# PROBLEM DETAILS:
In the data below, find each line containing the string "this" and return it.

----- INPUT -----

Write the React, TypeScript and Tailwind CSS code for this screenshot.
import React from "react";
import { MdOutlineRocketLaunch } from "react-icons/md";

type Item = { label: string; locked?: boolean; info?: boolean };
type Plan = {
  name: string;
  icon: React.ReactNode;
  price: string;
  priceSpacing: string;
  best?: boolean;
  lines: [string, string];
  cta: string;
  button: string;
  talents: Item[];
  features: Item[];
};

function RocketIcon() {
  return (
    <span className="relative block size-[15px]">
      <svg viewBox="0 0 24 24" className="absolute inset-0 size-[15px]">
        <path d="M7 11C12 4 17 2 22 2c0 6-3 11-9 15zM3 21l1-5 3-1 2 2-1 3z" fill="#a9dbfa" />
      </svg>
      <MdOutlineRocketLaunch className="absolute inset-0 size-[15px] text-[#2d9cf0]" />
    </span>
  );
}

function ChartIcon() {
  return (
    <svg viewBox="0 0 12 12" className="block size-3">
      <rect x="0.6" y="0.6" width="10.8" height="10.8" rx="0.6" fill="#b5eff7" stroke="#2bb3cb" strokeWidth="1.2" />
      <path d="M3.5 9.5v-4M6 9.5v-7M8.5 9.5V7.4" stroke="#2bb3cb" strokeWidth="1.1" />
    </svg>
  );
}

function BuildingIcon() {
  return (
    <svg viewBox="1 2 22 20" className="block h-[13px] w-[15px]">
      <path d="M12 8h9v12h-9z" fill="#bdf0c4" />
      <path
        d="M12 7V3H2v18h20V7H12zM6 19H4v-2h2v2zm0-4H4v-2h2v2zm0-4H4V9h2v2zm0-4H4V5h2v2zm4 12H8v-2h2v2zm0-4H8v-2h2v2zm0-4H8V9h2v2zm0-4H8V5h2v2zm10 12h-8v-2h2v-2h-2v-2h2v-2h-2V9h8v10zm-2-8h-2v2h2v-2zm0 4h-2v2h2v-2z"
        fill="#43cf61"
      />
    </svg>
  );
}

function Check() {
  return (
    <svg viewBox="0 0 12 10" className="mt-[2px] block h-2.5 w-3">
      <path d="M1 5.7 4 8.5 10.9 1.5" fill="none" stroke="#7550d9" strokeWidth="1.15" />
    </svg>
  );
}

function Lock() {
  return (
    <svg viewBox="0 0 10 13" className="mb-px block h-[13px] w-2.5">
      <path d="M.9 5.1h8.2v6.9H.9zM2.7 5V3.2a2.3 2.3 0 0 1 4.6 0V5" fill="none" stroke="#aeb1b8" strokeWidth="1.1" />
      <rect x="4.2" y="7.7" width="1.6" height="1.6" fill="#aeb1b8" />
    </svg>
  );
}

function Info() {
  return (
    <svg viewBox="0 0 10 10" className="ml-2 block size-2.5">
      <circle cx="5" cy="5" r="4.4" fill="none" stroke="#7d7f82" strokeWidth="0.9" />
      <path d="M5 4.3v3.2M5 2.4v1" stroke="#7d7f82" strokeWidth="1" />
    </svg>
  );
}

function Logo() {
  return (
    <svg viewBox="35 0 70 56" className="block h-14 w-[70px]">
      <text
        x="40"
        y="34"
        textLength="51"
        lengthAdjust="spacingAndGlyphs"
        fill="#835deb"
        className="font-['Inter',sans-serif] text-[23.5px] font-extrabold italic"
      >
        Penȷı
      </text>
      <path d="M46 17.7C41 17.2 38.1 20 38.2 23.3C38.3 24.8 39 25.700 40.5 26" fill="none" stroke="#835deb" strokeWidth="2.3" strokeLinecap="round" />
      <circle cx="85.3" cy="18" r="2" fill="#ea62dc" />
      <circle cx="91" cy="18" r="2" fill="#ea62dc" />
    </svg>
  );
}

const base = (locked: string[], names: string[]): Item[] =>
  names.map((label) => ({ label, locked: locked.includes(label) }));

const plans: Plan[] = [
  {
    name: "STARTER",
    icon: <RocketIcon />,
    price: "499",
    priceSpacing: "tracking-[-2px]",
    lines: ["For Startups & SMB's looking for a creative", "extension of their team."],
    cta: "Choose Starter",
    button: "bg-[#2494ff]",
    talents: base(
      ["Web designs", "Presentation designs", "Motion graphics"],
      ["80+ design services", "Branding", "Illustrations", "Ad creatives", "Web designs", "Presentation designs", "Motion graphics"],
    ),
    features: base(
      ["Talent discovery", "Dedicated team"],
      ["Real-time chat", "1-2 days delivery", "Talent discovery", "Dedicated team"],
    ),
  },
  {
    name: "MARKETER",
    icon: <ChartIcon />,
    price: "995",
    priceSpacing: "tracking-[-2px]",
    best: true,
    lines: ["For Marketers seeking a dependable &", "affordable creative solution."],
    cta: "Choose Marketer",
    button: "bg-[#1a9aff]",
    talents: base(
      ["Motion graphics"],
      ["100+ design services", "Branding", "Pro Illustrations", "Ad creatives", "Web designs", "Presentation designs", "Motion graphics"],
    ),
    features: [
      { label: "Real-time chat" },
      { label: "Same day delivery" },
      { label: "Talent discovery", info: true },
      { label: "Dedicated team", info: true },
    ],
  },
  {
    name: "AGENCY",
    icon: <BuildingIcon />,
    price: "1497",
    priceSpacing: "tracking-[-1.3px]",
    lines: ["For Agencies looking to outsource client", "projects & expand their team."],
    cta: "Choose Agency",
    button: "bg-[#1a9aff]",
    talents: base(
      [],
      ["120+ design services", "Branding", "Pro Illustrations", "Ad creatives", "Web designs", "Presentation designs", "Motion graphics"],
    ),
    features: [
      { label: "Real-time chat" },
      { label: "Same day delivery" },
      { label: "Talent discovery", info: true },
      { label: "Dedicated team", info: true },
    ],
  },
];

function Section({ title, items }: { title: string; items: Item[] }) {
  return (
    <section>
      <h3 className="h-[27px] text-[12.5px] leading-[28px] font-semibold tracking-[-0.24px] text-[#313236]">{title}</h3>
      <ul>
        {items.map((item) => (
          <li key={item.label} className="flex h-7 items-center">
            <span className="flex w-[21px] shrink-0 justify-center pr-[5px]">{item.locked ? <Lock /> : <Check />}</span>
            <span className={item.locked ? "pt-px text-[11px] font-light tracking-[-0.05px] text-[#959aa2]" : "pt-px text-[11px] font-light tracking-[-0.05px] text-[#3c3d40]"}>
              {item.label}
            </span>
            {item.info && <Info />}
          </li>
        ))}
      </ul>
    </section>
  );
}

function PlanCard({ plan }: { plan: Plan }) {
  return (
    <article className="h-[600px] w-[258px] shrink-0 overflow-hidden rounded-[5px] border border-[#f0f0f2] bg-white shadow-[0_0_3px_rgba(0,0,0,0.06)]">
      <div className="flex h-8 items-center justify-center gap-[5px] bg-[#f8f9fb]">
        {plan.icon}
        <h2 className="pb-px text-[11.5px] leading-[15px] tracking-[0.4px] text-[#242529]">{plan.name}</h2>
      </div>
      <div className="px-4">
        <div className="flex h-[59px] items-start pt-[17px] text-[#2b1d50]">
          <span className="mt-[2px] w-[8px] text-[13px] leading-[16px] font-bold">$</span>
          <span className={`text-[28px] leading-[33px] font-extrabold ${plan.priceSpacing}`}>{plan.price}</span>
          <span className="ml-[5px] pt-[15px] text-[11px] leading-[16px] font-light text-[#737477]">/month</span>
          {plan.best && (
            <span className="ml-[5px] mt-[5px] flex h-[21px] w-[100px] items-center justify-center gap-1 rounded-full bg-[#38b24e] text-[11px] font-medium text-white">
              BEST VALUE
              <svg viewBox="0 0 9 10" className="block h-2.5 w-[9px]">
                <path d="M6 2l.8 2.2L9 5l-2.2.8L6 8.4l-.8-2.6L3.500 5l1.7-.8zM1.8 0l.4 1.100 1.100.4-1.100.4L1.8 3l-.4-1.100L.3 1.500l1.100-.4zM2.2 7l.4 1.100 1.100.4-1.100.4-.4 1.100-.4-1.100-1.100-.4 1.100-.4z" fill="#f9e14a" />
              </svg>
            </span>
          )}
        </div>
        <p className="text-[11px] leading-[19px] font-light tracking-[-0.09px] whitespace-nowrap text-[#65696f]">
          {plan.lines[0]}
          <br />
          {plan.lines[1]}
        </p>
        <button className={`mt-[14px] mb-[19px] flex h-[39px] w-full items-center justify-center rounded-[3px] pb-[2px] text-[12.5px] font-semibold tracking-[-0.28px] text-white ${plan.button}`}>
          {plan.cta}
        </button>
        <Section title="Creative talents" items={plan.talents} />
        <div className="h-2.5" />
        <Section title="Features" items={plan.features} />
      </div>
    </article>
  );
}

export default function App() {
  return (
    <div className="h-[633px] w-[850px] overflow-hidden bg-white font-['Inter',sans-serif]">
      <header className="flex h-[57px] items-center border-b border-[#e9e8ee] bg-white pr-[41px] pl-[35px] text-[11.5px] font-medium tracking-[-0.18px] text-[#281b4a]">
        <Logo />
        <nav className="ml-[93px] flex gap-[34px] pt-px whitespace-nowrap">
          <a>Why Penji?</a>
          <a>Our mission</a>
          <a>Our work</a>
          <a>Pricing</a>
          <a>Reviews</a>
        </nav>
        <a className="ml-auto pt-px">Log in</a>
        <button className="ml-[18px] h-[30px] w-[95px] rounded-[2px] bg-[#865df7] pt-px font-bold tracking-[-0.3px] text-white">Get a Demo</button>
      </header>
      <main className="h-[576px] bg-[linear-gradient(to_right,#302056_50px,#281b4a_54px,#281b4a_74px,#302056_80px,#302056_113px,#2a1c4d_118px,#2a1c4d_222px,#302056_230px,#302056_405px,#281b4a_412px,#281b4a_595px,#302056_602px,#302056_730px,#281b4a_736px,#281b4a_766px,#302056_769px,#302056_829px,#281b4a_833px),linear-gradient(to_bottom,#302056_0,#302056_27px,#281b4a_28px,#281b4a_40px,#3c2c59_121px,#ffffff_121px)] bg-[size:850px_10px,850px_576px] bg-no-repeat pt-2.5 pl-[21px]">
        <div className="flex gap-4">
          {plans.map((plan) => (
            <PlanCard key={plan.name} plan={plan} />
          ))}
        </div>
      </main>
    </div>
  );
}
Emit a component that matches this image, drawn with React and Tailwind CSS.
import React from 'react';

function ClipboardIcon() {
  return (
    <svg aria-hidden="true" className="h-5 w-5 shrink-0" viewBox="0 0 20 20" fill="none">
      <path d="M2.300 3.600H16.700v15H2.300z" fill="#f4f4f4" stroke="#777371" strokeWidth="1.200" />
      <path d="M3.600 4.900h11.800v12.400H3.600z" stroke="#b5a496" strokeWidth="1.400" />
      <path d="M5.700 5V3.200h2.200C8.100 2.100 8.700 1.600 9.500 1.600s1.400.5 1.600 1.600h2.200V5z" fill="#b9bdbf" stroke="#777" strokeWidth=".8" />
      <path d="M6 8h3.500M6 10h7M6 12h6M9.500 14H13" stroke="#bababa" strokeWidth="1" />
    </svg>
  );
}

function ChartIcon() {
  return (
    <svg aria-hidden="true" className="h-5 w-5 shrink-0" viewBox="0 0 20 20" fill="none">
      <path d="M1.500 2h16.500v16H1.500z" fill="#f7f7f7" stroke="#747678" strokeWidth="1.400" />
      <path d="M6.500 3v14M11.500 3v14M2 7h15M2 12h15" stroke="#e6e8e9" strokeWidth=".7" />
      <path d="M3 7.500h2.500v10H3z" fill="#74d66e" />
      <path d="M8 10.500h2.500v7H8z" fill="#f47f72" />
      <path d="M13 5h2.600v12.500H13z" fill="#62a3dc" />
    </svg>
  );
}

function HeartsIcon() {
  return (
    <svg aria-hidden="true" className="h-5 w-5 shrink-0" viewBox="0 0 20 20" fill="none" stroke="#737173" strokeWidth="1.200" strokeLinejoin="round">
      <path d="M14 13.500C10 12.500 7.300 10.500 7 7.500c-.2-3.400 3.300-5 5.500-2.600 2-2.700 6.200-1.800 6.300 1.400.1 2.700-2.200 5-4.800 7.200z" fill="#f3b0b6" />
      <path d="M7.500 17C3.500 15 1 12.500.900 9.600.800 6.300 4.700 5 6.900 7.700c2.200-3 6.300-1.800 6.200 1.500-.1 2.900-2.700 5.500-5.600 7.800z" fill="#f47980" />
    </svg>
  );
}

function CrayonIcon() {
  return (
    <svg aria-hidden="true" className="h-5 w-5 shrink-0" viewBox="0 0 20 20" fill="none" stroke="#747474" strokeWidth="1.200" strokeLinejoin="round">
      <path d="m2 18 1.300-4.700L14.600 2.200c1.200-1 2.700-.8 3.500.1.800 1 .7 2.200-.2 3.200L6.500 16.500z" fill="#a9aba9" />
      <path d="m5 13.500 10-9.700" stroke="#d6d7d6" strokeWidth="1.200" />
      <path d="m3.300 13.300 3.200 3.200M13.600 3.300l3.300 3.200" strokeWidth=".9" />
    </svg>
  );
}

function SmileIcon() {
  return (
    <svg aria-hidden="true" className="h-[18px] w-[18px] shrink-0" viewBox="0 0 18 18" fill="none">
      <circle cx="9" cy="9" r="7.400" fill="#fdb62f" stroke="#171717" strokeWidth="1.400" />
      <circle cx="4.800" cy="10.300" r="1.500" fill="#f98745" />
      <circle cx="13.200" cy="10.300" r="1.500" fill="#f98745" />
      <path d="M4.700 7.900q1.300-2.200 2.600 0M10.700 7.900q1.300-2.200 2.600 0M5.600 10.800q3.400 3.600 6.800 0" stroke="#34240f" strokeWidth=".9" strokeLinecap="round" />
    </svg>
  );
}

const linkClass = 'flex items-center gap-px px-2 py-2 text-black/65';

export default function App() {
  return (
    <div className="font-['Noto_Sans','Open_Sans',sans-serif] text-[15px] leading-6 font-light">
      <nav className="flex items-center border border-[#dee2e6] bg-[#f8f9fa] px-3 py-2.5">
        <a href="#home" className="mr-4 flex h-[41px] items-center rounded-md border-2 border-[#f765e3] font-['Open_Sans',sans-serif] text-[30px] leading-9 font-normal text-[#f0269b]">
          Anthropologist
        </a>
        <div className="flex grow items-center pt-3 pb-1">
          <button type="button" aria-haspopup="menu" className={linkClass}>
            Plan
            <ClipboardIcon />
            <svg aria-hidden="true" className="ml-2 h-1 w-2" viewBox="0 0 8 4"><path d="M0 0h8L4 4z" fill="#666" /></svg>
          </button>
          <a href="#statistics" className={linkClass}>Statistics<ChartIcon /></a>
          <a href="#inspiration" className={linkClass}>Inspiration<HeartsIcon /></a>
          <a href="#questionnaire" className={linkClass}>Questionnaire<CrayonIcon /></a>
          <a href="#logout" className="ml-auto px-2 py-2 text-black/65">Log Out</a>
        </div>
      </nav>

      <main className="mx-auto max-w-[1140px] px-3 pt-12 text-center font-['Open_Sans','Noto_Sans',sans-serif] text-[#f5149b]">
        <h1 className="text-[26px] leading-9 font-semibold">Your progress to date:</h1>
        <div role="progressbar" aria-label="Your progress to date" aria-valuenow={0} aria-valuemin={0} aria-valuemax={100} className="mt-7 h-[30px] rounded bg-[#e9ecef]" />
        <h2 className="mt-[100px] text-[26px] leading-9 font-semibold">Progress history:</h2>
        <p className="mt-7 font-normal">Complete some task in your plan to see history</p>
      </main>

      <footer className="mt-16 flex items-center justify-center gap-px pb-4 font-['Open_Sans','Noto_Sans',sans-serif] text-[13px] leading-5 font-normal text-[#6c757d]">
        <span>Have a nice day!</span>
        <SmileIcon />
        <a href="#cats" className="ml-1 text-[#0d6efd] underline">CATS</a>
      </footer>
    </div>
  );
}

-----

# CORRECT RESULT:
Write the React, TypeScript and Tailwind CSS code for this screenshot.
Emit a component that matches this image, drawn with React and Tailwind CSS.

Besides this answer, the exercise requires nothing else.